Location
- 1005 Riddle St Gowrie, Iowa United States
- Coordinates: 42°16′44″N 94°17′42″W﻿ / ﻿42.279°N 94.295°W

Information
- Type: Public high school
- School district: Prairie Valley Community School District
- Principal: Kerry Ketchum
- Faculty: 46
- Grades: 9-12
- Campus: Rural
- Colors: Teal and black
- Mascot: Jaguar
- Website: www.southeastvalley.org

= Prairie Valley High School =

Prairie Valley High School was a public high school located in Gowrie, Iowa. It offers a curriculum for students in grades 9–12. It was a part of the Prairie Valley Community School District.
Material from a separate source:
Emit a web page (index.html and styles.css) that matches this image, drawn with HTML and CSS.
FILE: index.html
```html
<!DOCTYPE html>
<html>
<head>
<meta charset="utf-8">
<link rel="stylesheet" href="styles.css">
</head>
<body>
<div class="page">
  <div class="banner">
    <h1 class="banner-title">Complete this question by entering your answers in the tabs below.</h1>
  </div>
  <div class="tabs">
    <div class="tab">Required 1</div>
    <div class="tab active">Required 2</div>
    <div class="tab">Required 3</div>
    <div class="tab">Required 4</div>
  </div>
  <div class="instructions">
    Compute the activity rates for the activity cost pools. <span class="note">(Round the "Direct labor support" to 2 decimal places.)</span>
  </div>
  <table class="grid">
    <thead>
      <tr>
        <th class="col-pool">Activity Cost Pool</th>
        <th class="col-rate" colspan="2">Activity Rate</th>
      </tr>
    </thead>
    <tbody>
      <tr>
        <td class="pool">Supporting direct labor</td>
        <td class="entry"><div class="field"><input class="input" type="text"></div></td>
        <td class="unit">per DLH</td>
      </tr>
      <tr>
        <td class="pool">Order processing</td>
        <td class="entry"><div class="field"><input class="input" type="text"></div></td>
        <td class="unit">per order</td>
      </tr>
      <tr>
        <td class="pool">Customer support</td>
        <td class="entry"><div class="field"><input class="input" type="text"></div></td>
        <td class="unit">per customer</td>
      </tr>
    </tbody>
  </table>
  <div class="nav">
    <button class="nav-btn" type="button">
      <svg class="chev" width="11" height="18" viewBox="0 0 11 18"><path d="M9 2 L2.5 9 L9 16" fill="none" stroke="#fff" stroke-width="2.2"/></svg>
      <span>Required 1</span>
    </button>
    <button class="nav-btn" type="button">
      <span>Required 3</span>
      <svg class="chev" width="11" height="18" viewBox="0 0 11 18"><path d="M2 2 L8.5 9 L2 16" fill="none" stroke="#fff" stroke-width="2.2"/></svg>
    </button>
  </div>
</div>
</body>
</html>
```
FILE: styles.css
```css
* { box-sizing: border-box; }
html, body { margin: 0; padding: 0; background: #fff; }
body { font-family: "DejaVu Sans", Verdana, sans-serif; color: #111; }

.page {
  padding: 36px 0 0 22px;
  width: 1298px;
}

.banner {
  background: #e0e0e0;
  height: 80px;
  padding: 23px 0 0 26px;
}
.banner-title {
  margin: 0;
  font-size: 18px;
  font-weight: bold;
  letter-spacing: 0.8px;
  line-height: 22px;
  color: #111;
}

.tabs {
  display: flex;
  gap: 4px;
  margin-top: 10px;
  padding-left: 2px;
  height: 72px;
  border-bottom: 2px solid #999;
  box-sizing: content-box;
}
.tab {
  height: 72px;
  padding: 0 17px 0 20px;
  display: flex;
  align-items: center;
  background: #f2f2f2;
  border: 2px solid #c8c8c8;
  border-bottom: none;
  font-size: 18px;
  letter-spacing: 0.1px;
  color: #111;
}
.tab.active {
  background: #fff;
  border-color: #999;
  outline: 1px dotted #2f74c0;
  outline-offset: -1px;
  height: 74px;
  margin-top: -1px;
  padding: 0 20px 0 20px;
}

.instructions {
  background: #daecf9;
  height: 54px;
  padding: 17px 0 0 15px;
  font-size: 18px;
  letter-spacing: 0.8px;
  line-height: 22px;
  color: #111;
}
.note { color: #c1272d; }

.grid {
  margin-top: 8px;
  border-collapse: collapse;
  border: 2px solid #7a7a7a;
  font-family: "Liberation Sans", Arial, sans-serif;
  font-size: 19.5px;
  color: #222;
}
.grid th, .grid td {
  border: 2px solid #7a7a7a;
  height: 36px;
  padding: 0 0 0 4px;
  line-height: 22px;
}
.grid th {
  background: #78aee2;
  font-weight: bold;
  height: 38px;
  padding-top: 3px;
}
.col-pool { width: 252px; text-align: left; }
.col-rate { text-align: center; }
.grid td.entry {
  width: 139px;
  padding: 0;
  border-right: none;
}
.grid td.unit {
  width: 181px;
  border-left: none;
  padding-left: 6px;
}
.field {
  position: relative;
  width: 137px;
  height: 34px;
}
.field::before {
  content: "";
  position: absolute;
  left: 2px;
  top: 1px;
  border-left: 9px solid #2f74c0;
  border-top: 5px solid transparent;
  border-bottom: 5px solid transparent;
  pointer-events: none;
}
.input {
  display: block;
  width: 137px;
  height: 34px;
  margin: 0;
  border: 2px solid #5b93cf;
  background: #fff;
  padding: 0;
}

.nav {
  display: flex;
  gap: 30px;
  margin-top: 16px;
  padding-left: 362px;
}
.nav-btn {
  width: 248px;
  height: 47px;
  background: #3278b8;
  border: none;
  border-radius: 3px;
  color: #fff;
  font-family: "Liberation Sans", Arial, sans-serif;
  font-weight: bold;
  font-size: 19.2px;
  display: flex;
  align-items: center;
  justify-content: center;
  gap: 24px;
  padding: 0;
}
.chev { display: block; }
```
In August 2014 the Prairie Valley district began a whole grade-sharing arrangement with the Southeast Webster-Grand Community School District as a way to deal with smaller enrollments and as a way to save money. The two districts together share middle and high schools. The combined Southeast Valley High School is in the former Prairie Valley building.

==Mission==
Prairie Valley High School provides students with the opportunity to acquire skills and knowledge to allow them to become productive and responsible citizens.

==Curriculum==
===Goals===
The school has set the following goals:
1. At the end of each academic year, all students will either graduate or continue their education with graduation as their goal.
2. By the school year 2013-2014 all students will be proficient in math, reading and science as measured by ITED testing of grade 11.

===Courses===
In addition to standard high school courses, the school offers:
- Agriculture Education
- Art
- Computer Education
- Family and Consumer Science
- Industrial Arts
- Online College Classes

==Extracurricular activities==

===Music===
The school has a Jazz band, Concert band, Marching band, Color Guard, Mixed chorus and Swing choir. The students stage a musical and a spring play each year.

===Sports===
The school sponsors interscholastic teams in Boys Basketball, Boys Cross Country, Boys Golf, Boys Track, Cheerleading, Football, Girls Basketball, Girls Cross Country, Girls Golf, Girls Soccer, Girls Track, Softball, Baseball, Sports Ambassadors, Volleyball and Wrestling. They compete in the Iowa-Twin Lakes Conference and the Iowa High School Athletic Association.

===Jag Café===
At the school's Jag Café, students in the Sourheast Valley Foods III class are involved in a project where students plan menus, grocery shop, prepare and serve meals.

===Weightlifting===
At school, there is weightlifting to help you get better physically and in sports. Most of the time, it is before school, sometimes it is after school.

===Other activities===
The school's Dance team, Mock Trial team, and Speech team compete against other schools in organized tournaments.